___ Material to process
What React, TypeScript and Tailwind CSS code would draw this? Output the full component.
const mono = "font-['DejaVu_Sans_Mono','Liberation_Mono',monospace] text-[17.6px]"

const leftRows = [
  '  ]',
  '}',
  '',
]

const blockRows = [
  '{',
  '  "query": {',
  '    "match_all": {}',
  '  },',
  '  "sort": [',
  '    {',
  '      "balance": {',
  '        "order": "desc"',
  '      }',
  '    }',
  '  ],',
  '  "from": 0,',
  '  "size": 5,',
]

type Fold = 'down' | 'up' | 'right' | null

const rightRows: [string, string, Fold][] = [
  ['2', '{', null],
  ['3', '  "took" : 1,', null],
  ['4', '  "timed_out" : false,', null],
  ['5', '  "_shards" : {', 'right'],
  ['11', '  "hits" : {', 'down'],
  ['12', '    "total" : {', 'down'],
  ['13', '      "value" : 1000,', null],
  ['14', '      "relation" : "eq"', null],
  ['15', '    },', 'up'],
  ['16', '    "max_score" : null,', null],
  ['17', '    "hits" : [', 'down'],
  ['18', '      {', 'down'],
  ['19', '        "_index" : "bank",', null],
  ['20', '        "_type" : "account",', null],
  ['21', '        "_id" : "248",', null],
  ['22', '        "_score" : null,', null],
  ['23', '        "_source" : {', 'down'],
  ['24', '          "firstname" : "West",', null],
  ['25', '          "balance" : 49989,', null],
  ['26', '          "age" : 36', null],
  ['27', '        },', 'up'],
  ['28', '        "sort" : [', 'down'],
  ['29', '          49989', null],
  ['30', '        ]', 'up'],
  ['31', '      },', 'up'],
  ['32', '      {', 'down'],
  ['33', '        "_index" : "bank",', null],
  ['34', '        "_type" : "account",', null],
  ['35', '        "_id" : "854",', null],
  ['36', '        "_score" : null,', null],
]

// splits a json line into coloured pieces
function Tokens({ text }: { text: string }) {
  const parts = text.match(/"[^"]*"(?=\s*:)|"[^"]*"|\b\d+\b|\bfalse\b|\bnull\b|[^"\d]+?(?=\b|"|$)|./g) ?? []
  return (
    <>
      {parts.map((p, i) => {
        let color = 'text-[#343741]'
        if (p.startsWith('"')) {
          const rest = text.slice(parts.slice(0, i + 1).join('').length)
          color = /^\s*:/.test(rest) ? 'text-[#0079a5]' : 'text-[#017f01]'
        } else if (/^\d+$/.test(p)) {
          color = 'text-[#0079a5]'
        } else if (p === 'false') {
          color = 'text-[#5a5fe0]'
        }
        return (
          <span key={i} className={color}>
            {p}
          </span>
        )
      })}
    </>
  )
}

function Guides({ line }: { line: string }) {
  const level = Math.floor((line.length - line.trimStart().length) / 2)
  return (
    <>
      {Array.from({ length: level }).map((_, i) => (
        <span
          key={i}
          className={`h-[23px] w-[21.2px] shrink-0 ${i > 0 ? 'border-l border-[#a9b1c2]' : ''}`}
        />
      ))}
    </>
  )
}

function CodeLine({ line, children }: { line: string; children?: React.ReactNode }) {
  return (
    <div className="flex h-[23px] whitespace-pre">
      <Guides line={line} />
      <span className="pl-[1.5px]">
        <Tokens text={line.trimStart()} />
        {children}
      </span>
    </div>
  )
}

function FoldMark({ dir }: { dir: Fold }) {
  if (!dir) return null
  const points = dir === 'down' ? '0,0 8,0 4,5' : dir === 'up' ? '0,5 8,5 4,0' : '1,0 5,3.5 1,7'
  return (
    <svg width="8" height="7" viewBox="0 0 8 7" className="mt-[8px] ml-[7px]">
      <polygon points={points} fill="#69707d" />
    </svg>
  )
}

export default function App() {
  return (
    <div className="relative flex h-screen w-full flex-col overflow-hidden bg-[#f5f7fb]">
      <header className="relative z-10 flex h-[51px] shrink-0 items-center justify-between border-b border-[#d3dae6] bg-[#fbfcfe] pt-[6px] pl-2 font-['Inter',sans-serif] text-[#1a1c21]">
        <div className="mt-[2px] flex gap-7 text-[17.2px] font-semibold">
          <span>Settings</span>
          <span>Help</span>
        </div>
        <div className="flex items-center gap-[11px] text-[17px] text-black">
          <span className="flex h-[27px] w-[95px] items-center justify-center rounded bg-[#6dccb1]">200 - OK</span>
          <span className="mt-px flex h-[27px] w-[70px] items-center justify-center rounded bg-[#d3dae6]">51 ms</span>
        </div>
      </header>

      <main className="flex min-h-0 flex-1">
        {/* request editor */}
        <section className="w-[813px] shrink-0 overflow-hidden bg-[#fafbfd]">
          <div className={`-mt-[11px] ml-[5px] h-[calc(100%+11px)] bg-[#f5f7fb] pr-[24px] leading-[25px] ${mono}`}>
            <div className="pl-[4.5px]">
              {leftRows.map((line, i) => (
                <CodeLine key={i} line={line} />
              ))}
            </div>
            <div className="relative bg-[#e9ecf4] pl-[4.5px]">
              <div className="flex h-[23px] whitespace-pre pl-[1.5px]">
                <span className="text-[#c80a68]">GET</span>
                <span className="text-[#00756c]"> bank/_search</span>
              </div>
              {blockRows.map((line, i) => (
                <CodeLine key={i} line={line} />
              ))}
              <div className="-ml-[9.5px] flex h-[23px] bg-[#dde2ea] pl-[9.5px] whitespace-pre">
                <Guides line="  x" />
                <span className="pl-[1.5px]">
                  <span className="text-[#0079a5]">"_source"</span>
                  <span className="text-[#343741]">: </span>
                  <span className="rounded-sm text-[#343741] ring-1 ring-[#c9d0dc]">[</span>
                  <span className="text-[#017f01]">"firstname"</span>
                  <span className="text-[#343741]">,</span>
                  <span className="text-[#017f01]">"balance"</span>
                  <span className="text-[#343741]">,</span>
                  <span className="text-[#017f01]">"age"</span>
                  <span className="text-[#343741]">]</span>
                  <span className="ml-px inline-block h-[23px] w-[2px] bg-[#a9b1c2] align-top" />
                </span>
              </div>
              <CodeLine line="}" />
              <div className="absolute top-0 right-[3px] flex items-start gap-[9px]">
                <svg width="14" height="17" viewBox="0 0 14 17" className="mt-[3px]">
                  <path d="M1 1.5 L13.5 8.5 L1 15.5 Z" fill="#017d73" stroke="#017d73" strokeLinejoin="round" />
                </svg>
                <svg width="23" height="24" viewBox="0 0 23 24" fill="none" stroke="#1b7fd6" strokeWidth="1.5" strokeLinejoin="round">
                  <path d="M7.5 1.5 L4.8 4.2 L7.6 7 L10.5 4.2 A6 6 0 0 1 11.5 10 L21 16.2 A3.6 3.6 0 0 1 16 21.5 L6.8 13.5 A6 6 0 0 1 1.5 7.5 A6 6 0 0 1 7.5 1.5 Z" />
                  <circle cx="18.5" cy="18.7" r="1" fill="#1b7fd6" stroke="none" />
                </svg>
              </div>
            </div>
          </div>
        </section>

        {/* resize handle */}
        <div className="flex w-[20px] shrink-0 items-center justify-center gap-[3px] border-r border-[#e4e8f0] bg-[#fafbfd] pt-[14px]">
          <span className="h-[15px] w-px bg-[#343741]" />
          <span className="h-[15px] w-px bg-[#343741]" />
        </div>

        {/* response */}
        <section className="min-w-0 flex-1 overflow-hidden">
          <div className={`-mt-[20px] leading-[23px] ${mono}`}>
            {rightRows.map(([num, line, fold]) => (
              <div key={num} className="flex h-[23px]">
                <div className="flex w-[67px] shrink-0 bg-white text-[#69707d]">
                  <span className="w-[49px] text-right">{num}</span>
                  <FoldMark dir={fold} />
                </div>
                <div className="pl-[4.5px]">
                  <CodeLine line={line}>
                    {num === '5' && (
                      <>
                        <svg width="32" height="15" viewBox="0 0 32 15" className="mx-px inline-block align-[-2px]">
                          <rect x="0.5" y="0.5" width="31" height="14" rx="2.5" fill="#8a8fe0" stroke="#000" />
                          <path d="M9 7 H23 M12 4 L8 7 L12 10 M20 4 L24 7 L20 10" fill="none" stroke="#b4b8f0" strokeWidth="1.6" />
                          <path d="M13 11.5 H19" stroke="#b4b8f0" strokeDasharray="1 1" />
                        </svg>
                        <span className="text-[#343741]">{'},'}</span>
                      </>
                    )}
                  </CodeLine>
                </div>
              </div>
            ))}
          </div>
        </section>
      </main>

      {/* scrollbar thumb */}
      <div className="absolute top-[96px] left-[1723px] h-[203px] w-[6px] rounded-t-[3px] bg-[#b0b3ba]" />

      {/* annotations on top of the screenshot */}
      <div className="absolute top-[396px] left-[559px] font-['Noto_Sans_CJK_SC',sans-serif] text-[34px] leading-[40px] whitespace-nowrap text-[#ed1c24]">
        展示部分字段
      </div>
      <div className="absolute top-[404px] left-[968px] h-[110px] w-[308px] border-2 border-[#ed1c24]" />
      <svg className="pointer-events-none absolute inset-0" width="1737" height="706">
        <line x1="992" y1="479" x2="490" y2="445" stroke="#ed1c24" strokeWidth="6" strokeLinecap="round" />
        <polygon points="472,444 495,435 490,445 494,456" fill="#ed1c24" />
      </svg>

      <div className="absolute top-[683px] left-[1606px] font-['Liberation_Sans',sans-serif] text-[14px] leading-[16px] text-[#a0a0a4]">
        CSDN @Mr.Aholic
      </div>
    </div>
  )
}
______
___ Material to process
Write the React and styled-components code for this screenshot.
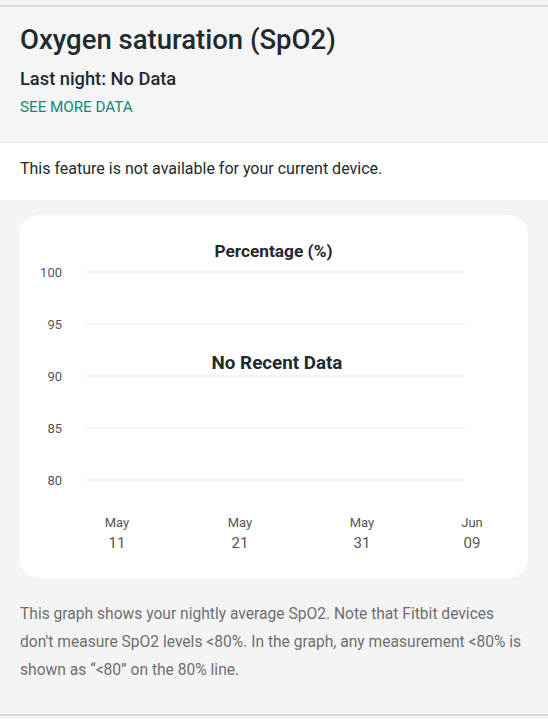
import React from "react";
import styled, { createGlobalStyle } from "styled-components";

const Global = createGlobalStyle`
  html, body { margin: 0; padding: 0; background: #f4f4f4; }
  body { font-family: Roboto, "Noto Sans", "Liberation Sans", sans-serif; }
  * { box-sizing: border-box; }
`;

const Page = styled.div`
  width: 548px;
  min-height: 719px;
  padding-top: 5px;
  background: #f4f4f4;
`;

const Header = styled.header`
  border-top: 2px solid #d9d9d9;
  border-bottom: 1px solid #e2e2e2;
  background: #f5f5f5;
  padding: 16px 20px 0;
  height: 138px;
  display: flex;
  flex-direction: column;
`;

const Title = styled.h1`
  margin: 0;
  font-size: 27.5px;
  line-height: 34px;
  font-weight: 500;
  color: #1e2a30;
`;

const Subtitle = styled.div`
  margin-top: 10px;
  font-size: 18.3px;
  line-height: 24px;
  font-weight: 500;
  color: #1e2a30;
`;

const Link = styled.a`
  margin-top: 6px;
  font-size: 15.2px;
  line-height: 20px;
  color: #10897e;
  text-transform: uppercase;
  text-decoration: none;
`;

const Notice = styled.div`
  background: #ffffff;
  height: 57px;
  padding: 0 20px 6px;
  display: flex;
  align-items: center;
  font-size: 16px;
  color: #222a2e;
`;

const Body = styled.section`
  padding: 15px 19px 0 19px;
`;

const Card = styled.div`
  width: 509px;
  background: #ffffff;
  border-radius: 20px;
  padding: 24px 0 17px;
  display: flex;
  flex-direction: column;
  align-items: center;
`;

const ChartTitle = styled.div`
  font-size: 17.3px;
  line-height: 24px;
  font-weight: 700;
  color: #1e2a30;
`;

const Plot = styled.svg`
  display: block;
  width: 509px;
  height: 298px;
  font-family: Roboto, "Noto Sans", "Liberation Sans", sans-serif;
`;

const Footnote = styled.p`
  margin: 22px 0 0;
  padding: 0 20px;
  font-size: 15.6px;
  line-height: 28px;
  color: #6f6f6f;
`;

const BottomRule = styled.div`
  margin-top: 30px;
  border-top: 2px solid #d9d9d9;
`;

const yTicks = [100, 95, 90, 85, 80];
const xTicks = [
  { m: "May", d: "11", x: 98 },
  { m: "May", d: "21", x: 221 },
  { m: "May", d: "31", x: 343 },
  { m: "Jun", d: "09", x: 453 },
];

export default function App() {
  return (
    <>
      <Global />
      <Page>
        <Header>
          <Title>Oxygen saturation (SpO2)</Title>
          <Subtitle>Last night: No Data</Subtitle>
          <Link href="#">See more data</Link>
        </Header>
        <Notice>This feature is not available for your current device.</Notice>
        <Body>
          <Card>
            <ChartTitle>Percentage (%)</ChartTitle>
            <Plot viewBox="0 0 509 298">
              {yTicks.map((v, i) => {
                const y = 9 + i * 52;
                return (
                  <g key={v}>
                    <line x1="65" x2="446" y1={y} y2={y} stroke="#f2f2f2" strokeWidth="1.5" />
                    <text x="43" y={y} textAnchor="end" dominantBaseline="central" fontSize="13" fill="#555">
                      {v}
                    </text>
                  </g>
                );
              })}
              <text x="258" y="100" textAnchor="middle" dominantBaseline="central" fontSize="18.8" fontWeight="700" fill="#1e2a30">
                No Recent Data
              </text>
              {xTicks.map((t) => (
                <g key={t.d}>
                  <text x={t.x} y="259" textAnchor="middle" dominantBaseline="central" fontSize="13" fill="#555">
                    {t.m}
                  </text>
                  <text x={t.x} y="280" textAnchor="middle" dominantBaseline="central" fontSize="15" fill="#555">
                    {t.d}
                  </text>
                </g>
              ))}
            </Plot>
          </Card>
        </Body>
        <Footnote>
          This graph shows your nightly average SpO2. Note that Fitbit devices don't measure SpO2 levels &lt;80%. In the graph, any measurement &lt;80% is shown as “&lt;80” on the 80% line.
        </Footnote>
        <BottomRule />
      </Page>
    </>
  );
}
______
___ Material to process
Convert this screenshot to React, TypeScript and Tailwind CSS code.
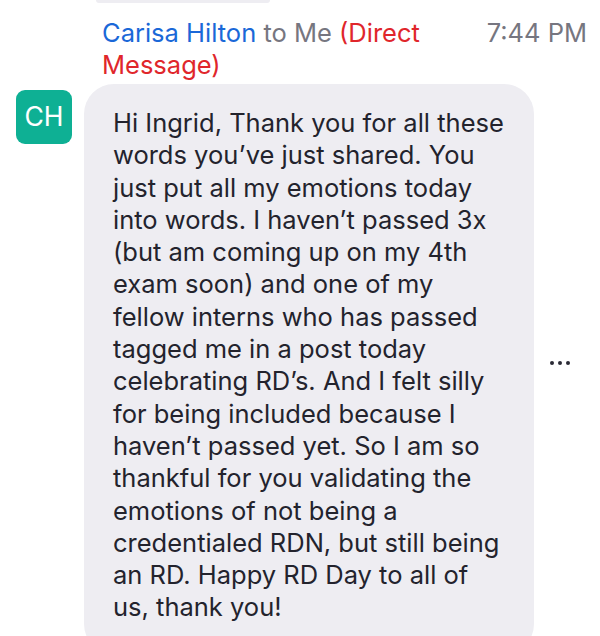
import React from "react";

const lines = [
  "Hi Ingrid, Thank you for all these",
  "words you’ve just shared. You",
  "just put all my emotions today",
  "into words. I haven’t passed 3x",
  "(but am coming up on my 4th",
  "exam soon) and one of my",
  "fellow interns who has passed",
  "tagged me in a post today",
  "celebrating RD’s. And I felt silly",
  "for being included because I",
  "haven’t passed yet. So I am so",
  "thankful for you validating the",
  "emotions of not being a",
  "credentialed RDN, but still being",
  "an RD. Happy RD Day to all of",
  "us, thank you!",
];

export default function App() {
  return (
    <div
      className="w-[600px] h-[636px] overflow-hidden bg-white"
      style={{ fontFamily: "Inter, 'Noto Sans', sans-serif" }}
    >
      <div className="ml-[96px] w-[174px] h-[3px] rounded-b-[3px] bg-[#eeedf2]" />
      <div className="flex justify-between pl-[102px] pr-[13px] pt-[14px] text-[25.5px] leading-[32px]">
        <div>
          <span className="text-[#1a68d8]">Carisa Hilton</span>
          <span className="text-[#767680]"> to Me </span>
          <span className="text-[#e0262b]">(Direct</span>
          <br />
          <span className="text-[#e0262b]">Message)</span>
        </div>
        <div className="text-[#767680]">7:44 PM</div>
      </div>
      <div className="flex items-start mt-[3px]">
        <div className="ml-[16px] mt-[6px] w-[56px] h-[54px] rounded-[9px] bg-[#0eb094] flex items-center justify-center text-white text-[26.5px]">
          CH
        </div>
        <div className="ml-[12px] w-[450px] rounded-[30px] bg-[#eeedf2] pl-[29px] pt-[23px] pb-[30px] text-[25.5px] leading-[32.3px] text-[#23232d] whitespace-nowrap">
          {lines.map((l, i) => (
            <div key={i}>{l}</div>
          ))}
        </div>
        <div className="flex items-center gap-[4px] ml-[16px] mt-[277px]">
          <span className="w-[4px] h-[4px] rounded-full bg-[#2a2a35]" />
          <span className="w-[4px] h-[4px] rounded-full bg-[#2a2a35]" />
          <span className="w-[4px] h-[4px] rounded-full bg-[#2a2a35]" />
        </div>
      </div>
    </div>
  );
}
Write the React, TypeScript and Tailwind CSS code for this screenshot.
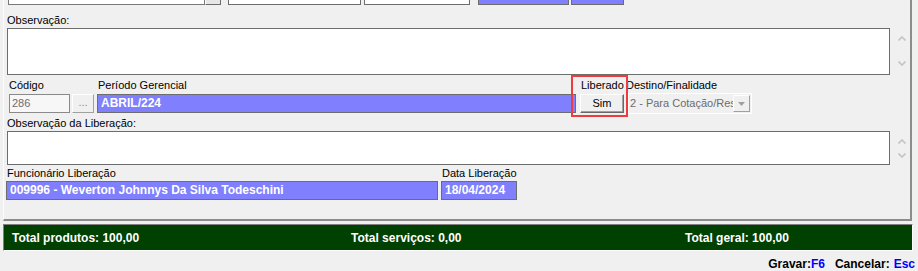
______
Task requirements: Among the records above, find each line holding the string "TypeScript" and pull it out.

Task response:
What React, TypeScript and Tailwind CSS code would draw this? Output the full component.
Convert this screenshot to React, TypeScript and Tailwind CSS code.
Write the React, TypeScript and Tailwind CSS code for this screenshot.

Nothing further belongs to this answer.